All of this makes it possible to prove to an arbitrary mathematical probability that the election results were accurate. By "arbitrary mathematical probability" I mean that there is always a possibility that the election was fraudulent and that the fraud was undetected, but for any given margin of error you can decide how much auditing needs to be done to make the probability of fraud as small as you want it to be. The smaller you want to make it, the more auditing is required, but you can achieve any desired level of certainty.

In addition, the Scantegrity system allows for manual recounts of the paper ballots. Manual recounts are actually less reliable than the statistical verification the system uses, but they're an option, unlike with electronic voting systems (including Utah's; no one has ever managed to successfuly recount an election from those paper rolls the machines produce).

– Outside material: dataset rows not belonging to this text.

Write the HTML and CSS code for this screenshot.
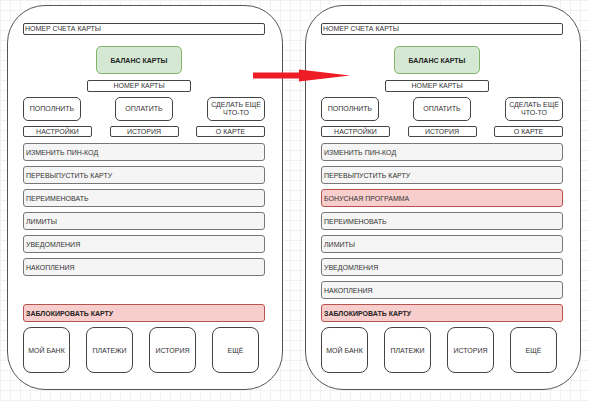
FILE: index.html
```html
<!DOCTYPE html>
<html lang="ru">
<head>
    <meta charset="UTF-8" />
    <meta name="viewport" content="width=device-width, initial-scale=1.0" />
    <title>Экран карты</title>
    <link rel="stylesheet" href="styles.css">
</head>
<body>
    <div class="canvas">
      <!-- Было -->
      <div class="phone">
        <div class="field">НОМЕР СЧЕТА КАРТЫ</div>
        <div class="balance-block">
          <div class="balance">БАЛАНС КАРТЫ</div>
          <div class="card-number">НОМЕР КАРТЫ</div>
        </div>
        <div class="actions">
          <div class="action">ПОПОЛНИТЬ</div>
          <div class="action">ОПЛАТИТЬ</div>
          <div class="action">СДЕЛАТЬ ЕЩЁ<br>ЧТО-ТО</div>
        </div>
        <div class="tabs">
          <div class="tab">НАСТРОЙКИ</div>
          <div class="tab">ИСТОРИЯ</div>
          <div class="tab">О КАРТЕ</div>
        </div>
        <ul class="menu">
          <li class="menu-item">ИЗМЕНИТЬ ПИН-КОД</li>
          <li class="menu-item">ПЕРЕВЫПУСТИТЬ КАРТУ</li>
          <li class="menu-item">ПЕРЕИМЕНОВАТЬ</li>
          <li class="menu-item">ЛИМИТЫ</li>
          <li class="menu-item">УВЕДОМЛЕНИЯ</li>
          <li class="menu-item">НАКОПЛЕНИЯ</li>
        </ul>
        <div class="menu-item block-card">ЗАБЛОКИРОВАТЬ КАРТУ</div>
        <nav class="tabbar">
          <div class="tabbar-item">МОЙ БАНК</div>
          <div class="tabbar-item">ПЛАТЕЖИ</div>
          <div class="tabbar-item">ИСТОРИЯ</div>
          <div class="tabbar-item">ЕЩЁ</div>
        </nav>
      </div>

      <svg class="arrow" width="98" height="15" viewBox="0 0 98 15">
        <rect x="0" y="4.5" width="50" height="6" fill="#ee1c25" />
        <polygon points="46,1.5 97,7.5 46,13.5" fill="#ee1c25" />
      </svg>

      <!-- Стало -->
      <div class="phone">
        <div class="field">НОМЕР СЧЕТА КАРТЫ</div>
        <div class="balance-block">
          <div class="balance">БАЛАНС КАРТЫ</div>
          <div class="card-number">НОМЕР КАРТЫ</div>
        </div>
        <div class="actions">
          <div class="action">ПОПОЛНИТЬ</div>
          <div class="action">ОПЛАТИТЬ</div>
          <div class="action">СДЕЛАТЬ ЕЩЁ<br>ЧТО-ТО</div>
        </div>
        <div class="tabs">
          <div class="tab">НАСТРОЙКИ</div>
          <div class="tab">ИСТОРИЯ</div>
          <div class="tab">О КАРТЕ</div>
        </div>
        <ul class="menu">
          <li class="menu-item">ИЗМЕНИТЬ ПИН-КОД</li>
          <li class="menu-item">ПЕРЕВЫПУСТИТЬ КАРТУ</li>
          <li class="menu-item new">БОНУСНАЯ ПРОГРАММА</li>
          <li class="menu-item">ПЕРЕИМЕНОВАТЬ</li>
          <li class="menu-item">ЛИМИТЫ</li>
          <li class="menu-item">УВЕДОМЛЕНИЯ</li>
          <li class="menu-item">НАКОПЛЕНИЯ</li>
        </ul>
        <div class="menu-item block-card">ЗАБЛОКИРОВАТЬ КАРТУ</div>
        <nav class="tabbar">
          <div class="tabbar-item">МОЙ БАНК</div>
          <div class="tabbar-item">ПЛАТЕЖИ</div>
          <div class="tabbar-item">ИСТОРИЯ</div>
          <div class="tabbar-item">ЕЩЁ</div>
        </nav>
      </div>
    </div>
</body>
</html>
```

FILE: styles.css
```css
* {
  margin: 0;
  padding: 0;
  box-sizing: border-box;
}

body {
  font-family: "Liberation Sans", Arial, sans-serif;
  font-size: 7px;
  color: #333333;
  background-color: #ffffff;
  /* сетка холста */
  background-image:
    linear-gradient(to right, #f1f1f1 1px, transparent 1px),
    linear-gradient(to bottom, #f1f1f1 1px, transparent 1px);
  background-size: 10px 10px;
  height: 100vh;
  overflow: hidden;
}

.canvas {
  position: relative;
  display: flex;
  gap: 22px;
  padding: 5px 0 0 7px;
}

/* Телефон */
.phone {
  width: 276px;
  height: 385px;
  background: #ffffff;
  border: 1px solid #555555;
  border-radius: 38px;
  padding: 17px 17px 16px 15px;
  display: flex;
  flex-direction: column;
}

.field {
  height: 12px;
  border: 1px solid #444444;
  border-radius: 2px;
  background: #ffffff;
  padding-left: 1px;
  line-height: 10px;
  white-space: nowrap;
}

.balance-block {
  display: flex;
  flex-direction: column;
  align-items: center;
  padding-right: 10px;
  margin-top: 11px;
}

.balance {
  width: 86px;
  height: 28px;
  background: #d5e8d4;
  border: 1px solid #82b366;
  border-radius: 5px;
  font-weight: bold;
  color: #222222;
  display: flex;
  justify-content: center;
  align-items: center;
}

.card-number {
  width: 104px;
  height: 12px;
  margin-top: 6px;
  border: 1px solid #444444;
  border-radius: 2px;
  background: #ffffff;
  text-align: center;
  line-height: 10px;
}

.actions {
  display: flex;
  justify-content: space-between;
  margin-top: 5px;
}

.action {
  width: 58px;
  height: 24px;
  border: 1px solid #444444;
  border-radius: 5px;
  background: #ffffff;
  display: flex;
  justify-content: center;
  align-items: center;
  text-align: center;
  line-height: 8px;
}

.tabs {
  display: flex;
  justify-content: space-between;
  margin-top: 5px;
}

.tab {
  width: 69px;
  height: 11px;
  border: 1px solid #444444;
  border-radius: 2px;
  background: #ffffff;
  text-align: center;
  line-height: 9px;
}

.menu {
  list-style: none;
  display: flex;
  flex-direction: column;
  gap: 5px;
  margin-top: 6px;
}

.menu-item {
  height: 18px;
  background: #f5f5f5;
  border: 1px solid #777777;
  border-radius: 3px;
  padding-left: 2px;
  display: flex;
  align-items: center;
  white-space: nowrap;
}

.menu-item.new {
  background: #f8cecc;
  border-color: #b85450;
}

.block-card {
  margin-top: auto;
  background: #f8cecc;
  border-color: #b85450;
  font-weight: bold;
  color: #222222;
}

/* Нижнее меню */
.tabbar {
  display: flex;
  gap: 16px;
  margin-top: 5px;
}

.tabbar-item {
  width: 47px;
  height: 46px;
  border: 1px solid #444444;
  border-radius: 8px;
  background: #ffffff;
  display: flex;
  justify-content: center;
  align-items: center;
  white-space: nowrap;
}

/* Стрелка между экранами */
.arrow {
  position: absolute;
  left: 253px;
  top: 68px;
}
```
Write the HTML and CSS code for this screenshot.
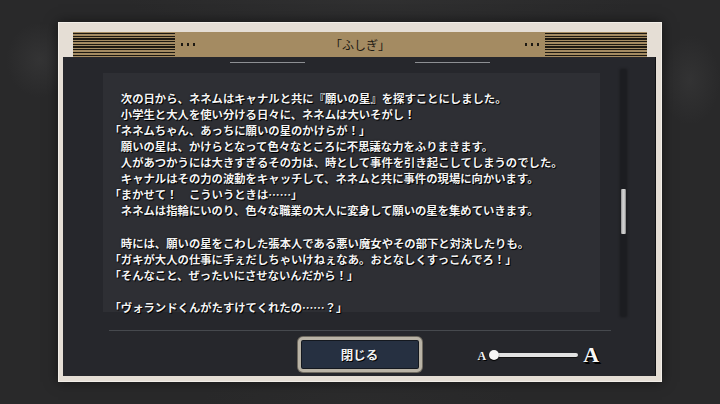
FILE: index.html
```html
<!DOCTYPE html>
<html lang="ja">
<head>
<meta charset="utf-8">
<title>ふしぎ</title>
<link rel="stylesheet" href="styles.css">
</head>
<body>
<div class="stage">
  <div class="frame">
    <div class="header">
      <div class="stripes"></div>
      <div class="dots"><i></i><i></i><i></i></div>
      <div class="title">「ふしぎ」</div>
      <div class="dots"><i></i><i></i><i></i></div>
      <div class="stripes"></div>
    </div>
    <div class="panel">
      <div class="deco"><span></span><span></span></div>
      <div class="content">
        <div class="textbox">
          <p>　次の日から、ネネムはキャナルと共に『願いの星』を探すことにしました。</p>
          <p>　小学生と大人を使い分ける日々に、ネネムは大いそがし！</p>
          <p>「ネネムちゃん、あっちに願いの星のかけらが！」</p>
          <p>　願いの星は、かけらとなって色々なところに不思議な力をふりまきます。</p>
          <p>　人があつかうには大きすぎるその力は、時として事件を引き起こしてしまうのでした。</p>
          <p>　キャナルはその力の波動をキャッチして、ネネムと共に事件の現場に向かいます。</p>
          <p>「まかせて！　こういうときは……」</p>
          <p>　ネネムは指輪にいのり、色々な職業の大人に変身して願いの星を集めていきます。</p>
          <p>&nbsp;</p>
          <p>　時には、願いの星をこわした張本人である悪い魔女やその部下と対決したりも。</p>
          <p>「ガキが大人の仕事に手ぇだしちゃいけねぇなあ。おとなしくすっこんでろ！」</p>
          <p>「そんなこと、ぜったいにさせないんだから！」</p>
          <p>&nbsp;</p>
          <p>「ヴォランドくんがたすけてくれたの……？」</p>
        </div>
        <div class="scrollbar"><div class="thumb"></div></div>
      </div>
      <div class="separator"></div>
      <div class="footer">
        <div></div>
        <button class="close">閉じる</button>
        <div class="slider">
          <span class="a-small">A</span>
          <div class="track"><span class="knob"></span></div>
          <span class="a-big">A</span>
        </div>
      </div>
    </div>
  </div>
</div>
</body>
</html>
```

FILE: styles.css
```css
html, body {
  margin: 0;
  padding: 0;
}
body {
  width: 720px;
  height: 404px;
  overflow: hidden;
  background:
    radial-gradient(ellipse 45px 50px at 40px 60px, rgba(90,90,90,0.22), rgba(0,0,0,0) 75%),
    radial-gradient(ellipse 40px 60px at 690px 80px, rgba(90,90,90,0.2), rgba(0,0,0,0) 75%),
    radial-gradient(ellipse 320px 40px at 380px 0px, rgba(60,60,60,0.35), rgba(0,0,0,0) 80%),
    radial-gradient(ellipse 200px 60px at 360px 404px, rgba(50,50,50,0.3), rgba(0,0,0,0) 80%),
    #29292a;
  font-family: "Noto Sans CJK JP", sans-serif;
}
.stage {
  padding: 22px 0 0 58px;
}
.frame {
  width: 604px;
  height: 360px;
  box-sizing: border-box;
  padding: 10px 6px 6px 5px;
  background: #e5ded5;
  box-shadow: 0 0 12px rgba(0,0,0,0.5), inset 0 0 0 1px #f2eee8;
  display: flex;
  flex-direction: column;
}
.header {
  height: 25px;
  margin: 0 9px 0 10px;
  background: #a48b62;
  display: flex;
  align-items: center;
  box-shadow: 0 1px 0 #3a3226;
}
.stripes {
  width: 102px;
  height: 23px;
  margin-top: 1px;
  align-self: flex-start;
  background: repeating-linear-gradient(to bottom, #1d1912 0 1.2px, #a48b62 1.2px 2.7px);
}
.dots {
  display: flex;
  gap: 3.5px;
  margin: 0 6px;
}
.dots i {
  width: 2.3px;
  height: 2.3px;
  background: #1d1912;
}
.title {
  flex: 1;
  text-align: center;
  font-size: 12px;
  color: #1d1912;
  line-height: 25px;
}
.panel {
  flex: 1;
  background: #26272c;
  box-shadow: inset -1px 0 0 #101114;
  display: flex;
  flex-direction: column;
}
.deco {
  display: flex;
  justify-content: center;
  gap: 110px;
  margin-top: 5px;
}
.deco span {
  width: 75px;
  height: 1px;
  background: #8d8f93;
}
.content {
  margin-top: 10px;
  height: 239px;
  padding-left: 40px;
  display: flex;
  align-items: flex-start;
}
.textbox {
  width: 497px;
  height: 239px;
  box-sizing: border-box;
  padding: 16.5px 0 0 6.5px;
  background: #2e2f34;
}
.textbox p {
  margin: 0;
  font-size: 11.35px;
  line-height: 16.15px;
  height: 16.15px;
  white-space: nowrap;
  font-weight: 700;
  color: #f4f4f4;
  text-shadow: 1px 1px 0 #000, 0 0 2px rgba(0,0,0,0.8);
}
.scrollbar {
  width: 5px;
  height: 246px;
  margin: -3px 0 0 21px;
  background: #1c1d21;
  box-shadow: 0 0 3px 1px rgba(0,0,0,0.35);
  position: relative;
}
.thumb {
  position: absolute;
  left: 0;
  top: 119px;
  width: 5px;
  height: 45px;
  background: linear-gradient(to right, #8e8e8e, #d6d6d6 40%, #c4c4c4 70%, #7c7c7c);
  border-radius: 1px;
}
.separator {
  margin: 18px 0 0 46px;
  width: 502px;
  height: 1px;
  background: #46494e;
}
.footer {
  margin-top: 6px;
  display: grid;
  grid-template-columns: 1fr auto 1fr;
  align-items: center;
}
.close {
  width: 124px;
  height: 35px;
  box-sizing: border-box;
  border: 3px solid #b9b3a6;
  border-radius: 5px;
  background: #263041;
  box-shadow: inset 0 0 0 1px #14181f, 0 0 0 1px #6f6a60;
  color: #f2f2f2;
  font-family: "Noto Sans CJK JP", sans-serif;
  font-size: 12.5px;
  font-weight: 700;
  text-shadow: 1px 1px 0 #000;
  padding: 0;
}
.slider {
  display: flex;
  align-items: center;
  padding-left: 56px;
  margin-top: 1px;
}
.a-small {
  font-family: "Liberation Serif", serif;
  font-weight: bold;
  font-size: 12px;
  color: #f4f4f4;
  text-shadow: 1px 1px 0 #000;
  line-height: 12px;
  margin-top: 1px;
}
.track {
  position: relative;
  width: 84px;
  height: 4px;
  margin-left: 8px;
  background: #e2e2e2;
  border-radius: 2px;
  box-shadow: 0 1px 0 #111;
}
.knob {
  position: absolute;
  left: -5px;
  top: -3px;
  width: 10px;
  height: 10px;
  border-radius: 50%;
  background: #f6f6f6;
  box-shadow: 0 1px 1px #000;
}
.a-big {
  font-family: "Liberation Serif", serif;
  font-weight: bold;
  font-size: 22px;
  line-height: 22px;
  color: #f8f8f8;
  text-shadow: 1px 1px 0 #000, 2px 2px 0 #000;
  margin-left: 5px;
}
```
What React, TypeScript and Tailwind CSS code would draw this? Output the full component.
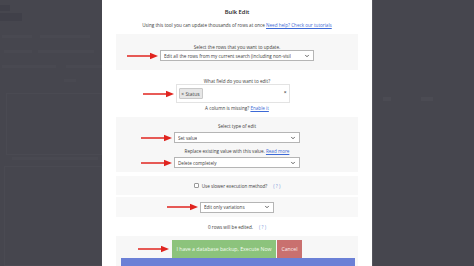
import { ChevronDown } from 'lucide-react';

const font = { fontFamily: '"Open Sans", "Liberation Sans", sans-serif' };

function Arrow() {
  return (
    <svg
      className="absolute right-[calc(100%+3px)] top-1/2 -translate-y-1/2"
      width="31"
      height="7"
      viewBox="0 0 31 7"
    >
      <line x1="0" y1="3.5" x2="25" y2="3.5" stroke="#e0241f" strokeWidth="1.3" />
      <polygon points="23,0.3 31,3.5 23,6.7" fill="#e0241f" />
    </svg>
  );
}

function Select({ label, width }: { label: string; width: string }) {
  return (
    <div className={`relative flex h-[11px] items-center justify-between border border-[#b5b5b5] bg-white pl-[3px] pr-[3px] ${width}`}>
      <Arrow />
      <span className="overflow-hidden whitespace-nowrap">{label}</span>
      <ChevronDown size={6} strokeWidth={3} className="shrink-0 text-[#333]" />
    </div>
  );
}

function Help() {
  return <span className="ml-[6px] text-[#7b97d8]">( ? )</span>;
}

function Backdrop({ side }: { side: 'left' | 'right' }) {
  if (side === 'right') {
    return (
      <div className="flex h-full w-[102px] shrink-0 flex-col border-l border-[#55555d] bg-[#46464e]">
        <div className="mt-[97px] flex gap-[30px] pl-[10px]">
          <div className="h-[4px] w-[8px] bg-[#4b4b53]" />
          <div className="h-[4px] w-[12px] bg-[#4b4b53]" />
        </div>
      </div>
    );
  }
  return (
    <div className="flex h-full w-[102px] shrink-0 flex-col bg-[#46464e]">
      <div className="mt-[5px] h-[6px] w-[10px] bg-[#404049]" />
      <div className="mt-[2px] h-[8px] w-[22px] bg-[#404049]" />
      <div className="mt-[14px] flex gap-[8px] pl-[2px]">
        <div className="h-[3px] w-[30px] bg-[#494951]" />
        <div className="h-[3px] w-[50px] bg-[#494951]" />
      </div>
      <div className="mt-[12px] flex gap-[6px] pl-[4px]">
        <div className="h-[3px] w-[28px] bg-[#494951]" />
        <div className="h-[3px] w-[56px] bg-[#494951]" />
      </div>
      <div className="mt-[12px] flex gap-[10px] pl-[2px]">
        <div className="h-[3px] w-[54px] bg-[#494951]" />
        <div className="h-[3px] w-[36px] bg-[#494951]" />
      </div>
      <div className="mt-[11px] ml-[64px] h-[3px] w-[12px] bg-[#494951]" />
      <div className="mt-[11px] ml-[6px] h-[62px] w-[96px] border border-[#4a4a52]" />
      <div className="ml-[12px] mt-[2px] h-[3px] w-[86px] bg-[#494951]" />
      <div className="mt-[6px] ml-[4px] flex-1 border border-[#4a4a52]" />
    </div>
  );
}

export default function App() {
  return (
    <div className="flex h-[266px] w-[474px] overflow-hidden bg-[#46464e]" style={font}>
      <Backdrop side="left" />

      <div className="flex h-full w-[270px] shrink-0 flex-col bg-white text-[4.6px] leading-[6px] text-[#3c3c3c]">
        <div className="pt-[9px] text-center text-[5.8px] font-semibold leading-[7px] text-[#222]">Bulk Edit</div>
        <div className="mt-[6px] text-center">
          Using this tool you can update thousands of rows at once{' '}
          <span className="text-[#3d6ad6] underline">Need help? Check our tutorials</span>
        </div>

        {/* rows to update */}
        <div className="mx-[14px] mt-[6px] flex h-[36px] flex-col items-center bg-[#f7f7f7] pt-[10px]">
          <div>Select the rows that you want to update.</div>
          <Select label="Edit all the rows from my current search (including non-visil" width="w-[154px]" />
        </div>

        {/* field */}
        <div className="mx-[14px] flex h-[47px] flex-col items-center pt-[8px]">
          <div>What field do you want to edit?</div>
          <div className="relative mr-[9px] flex h-[19px] w-[114px] items-start justify-between border border-[#e3e3e3] bg-white pl-[2px] pr-[2px] pt-[3px]">
            <Arrow />
            <span className="flex h-[11px] w-[24px] items-center justify-center rounded-[1px] border border-[#c9c9c9] bg-[#e6e6e6] text-[4.9px] text-[#444]">
              × Status
            </span>
            <span className="mt-[1px] text-[5px] font-bold text-[#555]">×</span>
          </div>
          <div className="mt-[2px]">
            A column is missing? <span className="text-[#3d6ad6] underline">Enable it</span>
          </div>
        </div>

        {/* type of edit */}
        <div className="mx-[14px] flex h-[55px] flex-col items-center bg-[#f7f7f7] pt-[6px]">
          <div>Select type of edit</div>
          <div className="mt-[3px]">
            <Select label="Set value" width="w-[126px]" />
          </div>
          <div className="mt-[5px]">
            Replace existing value with this value. <span className="text-[#3d6ad6] underline">Read more</span>
          </div>
          <div className="mt-[3px]">
            <Select label="Delete completely" width="w-[126px]" />
          </div>
        </div>

        {/* slower method */}
        <div className="mx-[14px] mt-[4px] flex h-[19px] items-center justify-center bg-[#f8f8f8]">
          <span className="mr-[3px] h-[5px] w-[5px] rounded-[1px] border border-[#9a9a9a] bg-white" />
          Use slower execution method?
          <Help />
        </div>

        {/* variations */}
        <div className="mx-[14px] mt-[2px] flex h-[20px] items-center justify-center bg-[#f8f8f8]">
          <Select label="Edit only variations" width="w-[74px]" />
        </div>

        <div className="flex h-[19px] items-center justify-center">
          0 rows will be edited.
          <Help />
        </div>

        {/* actions */}
        <div className="mx-[14px] flex flex-1 flex-col bg-[#f7f7f7] pt-[4px]">
          <div className="flex justify-center gap-[1px] text-[5.2px]">
            <div className="relative flex h-[18px] w-[104px] items-center justify-center whitespace-nowrap bg-[#8cc37c] text-[#f4fbf1]">
              <Arrow />
              I have a database backup, Execute Now
            </div>
            <div className="flex h-[18px] w-[25px] items-center justify-center bg-[#c9706f] text-[#fbeeee]">
              Cancel
            </div>
          </div>
          <div className="ml-[5px] mr-[3px] flex-1 bg-[#6b80d6]" />
        </div>
      </div>

      <Backdrop side="right" />
    </div>
  );
}
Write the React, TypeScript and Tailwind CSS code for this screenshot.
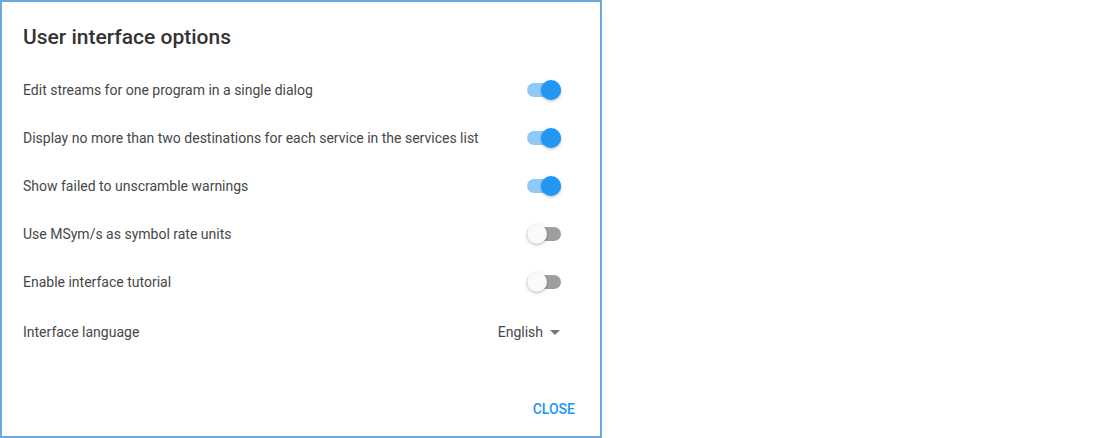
import React, { useState } from "react";

type Option = { label: string; on: boolean };

const initialOptions: Option[] = [
  { label: "Edit streams for one program in a single dialog", on: true },
  { label: "Display no more than two destinations for each service in the services list", on: true },
  { label: "Show failed to unscramble warnings", on: true },
  { label: "Use MSym/s as symbol rate units", on: false },
  { label: "Enable interface tutorial", on: false },
];

const Toggle = ({ on, onClick }: { on: boolean; onClick: () => void }) => (
  <button type="button" onClick={onClick} className="relative w-[34px] h-[20px] flex items-center">
    <span className={`block w-[34px] h-[14px] rounded-full ${on ? "bg-[#90caf9]" : "bg-[#9e9e9e]"}`} />
    <span
      className={`absolute top-0 size-[20px] rounded-full shadow-[0_1px_3px_rgba(0,0,0,0.3)] ${
        on ? "left-[14px] bg-[#2196f3]" : "left-0 bg-[#fafafa]"
      }`}
    />
  </button>
);

export default function App() {
  const [options, setOptions] = useState(initialOptions);

  const flip = (i: number) =>
    setOptions(options.map((o, idx) => (idx === i ? { ...o, on: !o.on } : o)));

  return (
    <div className="w-[602px] h-[438px] bg-white border-2 border-[#6fa8dc] flex flex-col font-['Roboto',sans-serif]">
      <h2 className="pl-[21px] pt-[21px] text-[21px] leading-[28px] font-medium text-[#333333]">
        User interface options
      </h2>
      {/* options */}
      <div className="mt-[15px] pl-[21px] pr-[39px]">
        {options.map((o, i) => (
          <div key={o.label} className="h-[48px] flex items-center justify-between">
            <span className="text-[14px] text-[#474747]">{o.label}</span>
            <Toggle on={o.on} onClick={() => flip(i)} />
          </div>
        ))}
        <div className="h-[52px] flex items-center justify-between">
          <span className="text-[14px] text-[#474747]">Interface language</span>
          <div className="flex items-center gap-[6px] text-[14px] text-[#474747]">
            English
            <svg width="12" height="12" viewBox="0 0 12 12">
              <path d="M1 4 L6 9 L11 4 Z" fill="#757575" />
            </svg>
          </div>
        </div>
      </div>
      <div className="mt-auto flex justify-end pr-[17px] pb-[9px]">
        <button type="button" className="h-[36px] px-[8px] text-[14px] font-medium uppercase text-[#2196f3]">
          Close
        </button>
      </div>
    </div>
  );
}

This is very cool stuff. Of course it doesn't address issues with registration fairness, fraud, etc., or issues with whether or not plurality voting makes sense, and certainly does nothing to address voter apathy, lying politicians, media influence or any of the many other problems with the political process, but it DOES allow us to have confidence that our votes are counted as cast, which is something that has never been very certain, and which the current generation of voting machines has made very, very questionable.

1 comment:

  1. Right now I am not sure any one vote counts for much, but yes I know the whole argument on that. A bunch of single vote counts for a lot. So is the rest of the country going to get on board, or no because they already have these expensive machines that supposedly do what they want?